Friday, October 29, 2010

Ad Astra Per Ballista?

Problems To Ponder Whilst Puffing A Perdomo

Got an interesting email from a buddy of mine this week:
Is It Possible?

How big would a trebuchet have to be to place an Apollo sized space
craft in low Earth orbit? Arm length? counter weight mass?

I had to think about that one for a couple of days...

My email reply:
Been thinking about this for a while now…

Couldn’t find any of my old physics textbooks, so I’m gonna wing it.

Is it possible?

The short answer is, probably not. Unless Materials Science gets to the point where we can dump raw material into a hopper, and let nanobots construct the entire thing from the molecular level over the space of years, it would be cost-prohibitive.
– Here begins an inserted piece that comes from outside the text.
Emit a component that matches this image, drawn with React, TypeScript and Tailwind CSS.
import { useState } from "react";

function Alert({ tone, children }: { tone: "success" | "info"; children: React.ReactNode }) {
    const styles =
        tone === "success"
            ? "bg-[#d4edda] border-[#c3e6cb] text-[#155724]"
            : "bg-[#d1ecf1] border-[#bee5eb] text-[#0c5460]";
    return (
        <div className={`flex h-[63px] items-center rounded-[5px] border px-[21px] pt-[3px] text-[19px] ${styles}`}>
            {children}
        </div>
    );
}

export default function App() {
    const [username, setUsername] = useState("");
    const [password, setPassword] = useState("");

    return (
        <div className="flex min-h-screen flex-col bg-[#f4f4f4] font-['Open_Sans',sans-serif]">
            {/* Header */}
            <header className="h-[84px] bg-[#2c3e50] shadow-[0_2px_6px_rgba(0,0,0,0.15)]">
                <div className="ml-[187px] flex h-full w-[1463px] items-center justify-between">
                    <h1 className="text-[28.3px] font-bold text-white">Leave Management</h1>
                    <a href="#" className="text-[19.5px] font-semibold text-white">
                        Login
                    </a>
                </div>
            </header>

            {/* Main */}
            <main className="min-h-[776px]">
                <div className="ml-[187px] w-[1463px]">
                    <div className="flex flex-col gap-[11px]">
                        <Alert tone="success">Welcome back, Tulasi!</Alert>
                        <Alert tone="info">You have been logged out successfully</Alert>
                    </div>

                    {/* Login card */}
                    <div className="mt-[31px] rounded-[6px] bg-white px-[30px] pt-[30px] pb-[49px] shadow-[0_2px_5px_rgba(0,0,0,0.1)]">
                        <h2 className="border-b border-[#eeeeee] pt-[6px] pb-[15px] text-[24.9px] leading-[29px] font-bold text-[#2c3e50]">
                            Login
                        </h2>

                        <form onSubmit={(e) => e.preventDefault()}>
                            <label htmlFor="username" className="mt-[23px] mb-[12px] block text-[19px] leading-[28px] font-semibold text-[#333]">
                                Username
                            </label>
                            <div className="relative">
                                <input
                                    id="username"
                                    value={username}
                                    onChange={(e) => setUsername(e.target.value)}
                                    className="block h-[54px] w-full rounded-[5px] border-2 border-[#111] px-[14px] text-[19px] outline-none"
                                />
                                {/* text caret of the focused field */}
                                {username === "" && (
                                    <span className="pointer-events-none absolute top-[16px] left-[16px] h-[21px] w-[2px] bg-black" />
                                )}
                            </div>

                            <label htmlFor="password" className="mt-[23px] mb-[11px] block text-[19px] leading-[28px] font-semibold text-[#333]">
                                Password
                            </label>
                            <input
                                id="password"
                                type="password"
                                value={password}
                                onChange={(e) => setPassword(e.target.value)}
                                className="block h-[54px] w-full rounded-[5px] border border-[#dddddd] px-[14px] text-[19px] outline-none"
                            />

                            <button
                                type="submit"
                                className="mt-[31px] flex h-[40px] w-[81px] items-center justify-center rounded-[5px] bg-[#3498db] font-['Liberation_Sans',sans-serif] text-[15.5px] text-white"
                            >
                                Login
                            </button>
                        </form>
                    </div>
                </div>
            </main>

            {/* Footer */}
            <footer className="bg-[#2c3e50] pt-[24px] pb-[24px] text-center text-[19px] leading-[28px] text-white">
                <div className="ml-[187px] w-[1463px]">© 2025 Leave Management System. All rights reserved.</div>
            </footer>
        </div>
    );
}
Much cheaper to build booster rockets.

The Saturn V rocket could boost 262,000 lbs into low earth orbit. To do that it had to burn a metric assload of fuel to hit escape velocity.

According to Wikipedia: On the surface of the Earth, the escape velocity is about 11.2 kilometers per second (~6.96 mi/s), which is approximately 34 times the speed of sound (Mach 34).
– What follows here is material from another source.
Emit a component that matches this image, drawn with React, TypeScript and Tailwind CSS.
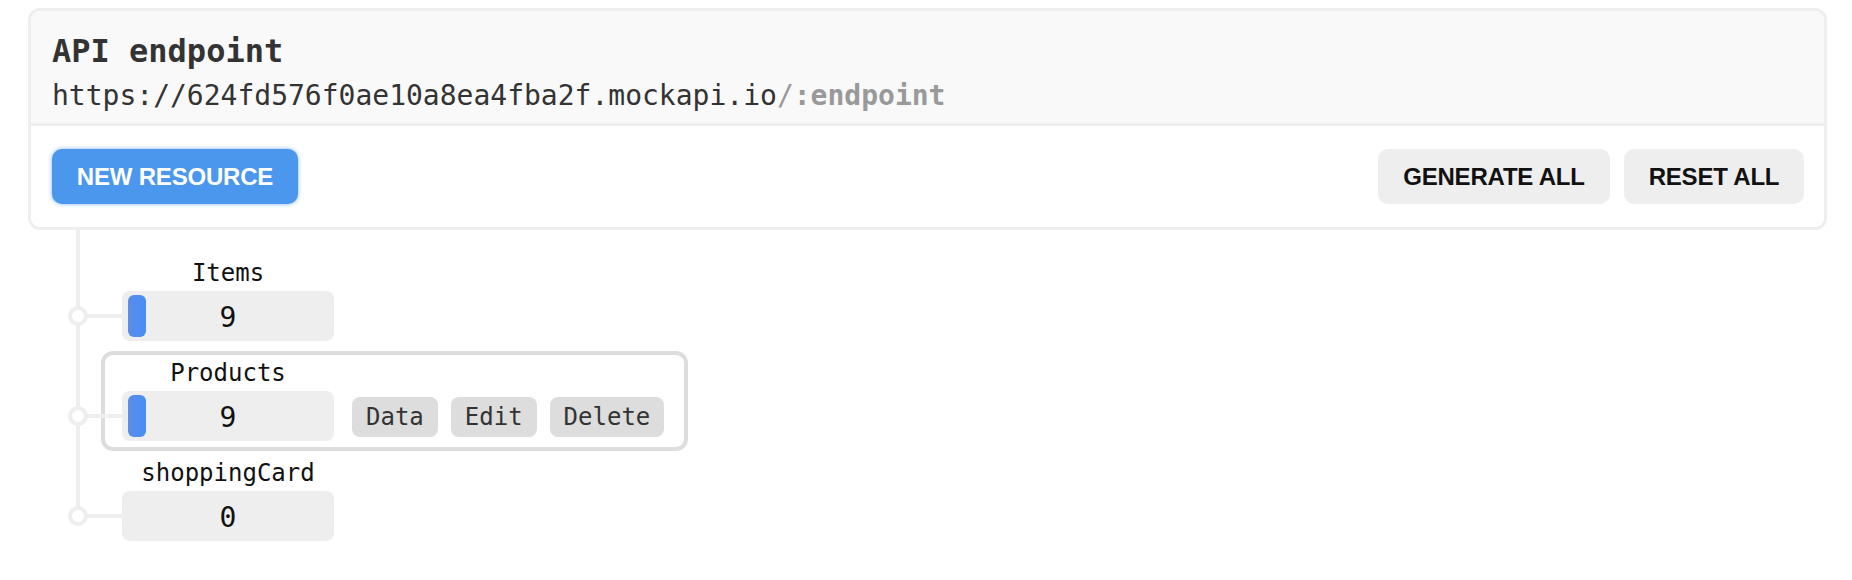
import React from 'react';

interface Resource {
  name: string;
  count: number;
  hasHandle: boolean;
  selected?: boolean;
}

const resources: Resource[] = [
  { name: 'Items', count: 9, hasHandle: true },
  { name: 'Products', count: 9, hasHandle: true, selected: true },
  { name: 'shoppingCard', count: 0, hasHandle: false },
];

const mono = "font-['DejaVu_Sans_Mono',monospace]";

const ResourceRow: React.FC<{ res: Resource }> = ({ res }) => {
  return (
    <div
      className={`relative w-fit border-[4px] rounded-[12px] pl-[17px] pr-[20px] pb-[6px] ${
        res.selected ? 'border-[#dddddd]' : 'border-transparent'
      }`}
    >
      {/* connector + node */}
      <div className="absolute left-[-27px] top-[59px] w-[44px] h-[4px] bg-[#eeeeee]" />
      <div className="absolute left-[-37px] top-[51px] w-[20px] h-[20px] rounded-full border-[4px] border-[#eeeeee] bg-white" />

      <div className="w-[212px] text-center text-[24px] leading-[36px] text-[#111]">{res.name}</div>
      <div className="flex items-center">
        <div className="relative w-[212px] h-[50px] bg-[#eeeeee] rounded-[8px] flex items-center justify-center">
          {res.hasHandle && (
            <div className="absolute left-[6px] top-[4px] w-[18px] h-[42px] rounded-[6px] bg-linear-to-r from-[#5b8de6] to-[#468ef6]" />
          )}
          <span className="text-[28px] leading-none pt-[3px] text-[#111]">{res.count}</span>
        </div>
        {res.selected && (
          <div className="flex items-center gap-[13px] ml-[18px] pt-[2px]">
            {['Data', 'Edit', 'Delete'].map((label) => (
              <button
                key={label}
                className="h-[40px] px-[14px] rounded-[8px] bg-[#dddddd] text-[24px] text-[#333] leading-none"
              >
                {label}
              </button>
            ))}
          </div>
        )}
      </div>
    </div>
  );
};

const App: React.FC = () => {
  return (
    <div className={`w-[1852px] h-[580px] bg-white pt-[8px] ${mono}`}>
      <div className="ml-[28px] mr-[25px] border-[3px] border-[#eeeeee] rounded-[12px] overflow-hidden">
        <div className="bg-[#f9f9f9] px-[21px] pt-[18px] pb-[7px] border-b-[3px] border-[#eeeeee]">
          <div className="text-[32px] leading-[44px] font-bold text-[#333]">API endpoint</div>
          <div className="text-[28px] leading-[40px] pt-[3px] text-[#333]">
            https://624fd576f0ae10a8ea4fba2f.mockapi.io
            <span className="text-[#999]">/</span>
            <span className="text-[#999] font-bold">:endpoint</span>
          </div>
        </div>
        <div className="flex items-center justify-between pl-[21px] pr-[20px] py-[23px] bg-white font-['Liberation_Sans',Arial,sans-serif]">
          <button className="h-[55px] w-[246px] rounded-[10px] bg-[#4b97ee] text-white text-[24px] font-bold tracking-[-0.2px] shadow-[0_0_4px_rgba(75,151,238,0.7)]">
            NEW RESOURCE
          </button>
          <div className="flex items-center gap-[14px]">
            <button className="h-[55px] w-[232px] rounded-[10px] bg-[#eeeeee] text-[#111] text-[24px] font-bold tracking-[-0.2px]">
              GENERATE ALL
            </button>
            <button className="h-[55px] w-[180px] rounded-[10px] bg-[#eeeeee] text-[#111] text-[24px] font-bold tracking-[-0.2px]">
              RESET ALL
            </button>
          </div>
        </div>
      </div>

      <div className="relative ml-[28px] pt-[21px]">
        <div className="absolute left-[48px] top-0 bottom-[35px] w-[4px] bg-[#eeeeee]" />
        <div className="flex flex-col ml-[73px]">
          {resources.map((r) => (
            <ResourceRow key={r.name} res={r} />
          ))}
        </div>
      </div>
    </div>
  );
};

export default App;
That’s pretty fargin’ fast. To get that kind of force out of a trebuchet, you’d have to have one seriously long swingarm.

Using the usual swinging-bucket trebuchet, that long whippy arm would snap under the load. On the version that uses a thick pole with a fixed counterweight at the base, the total weight would probably be too great for the axle bearings. There’s a top-end limit on how large you can forge or machine parts, and the axle would have to be thicker than a sequoia trunk. We’d be talking about a kilometer-long arm, and a 2km high frame with a base area the size of the I-610 loop.

The counter weight would have to allow for not only the mass of the payload, but the weight of the entire arm. I can’t see the swinging-bucket type being usable. Even if you went with a floating-arm trebuchet, the the torsion and flex of that whole thing moving would be unmanageable. No welds or rivets could take the load. It would have to be a monolithic frame, which brings me back the nanobot construction scheme.

Add to that the insane g-forces inflicted on the payload during the fling, and I just don’t see it as feasible.

Probably cheaper to build a Beanstalk!

If there's any physics gurus out there, please feel free to chime in!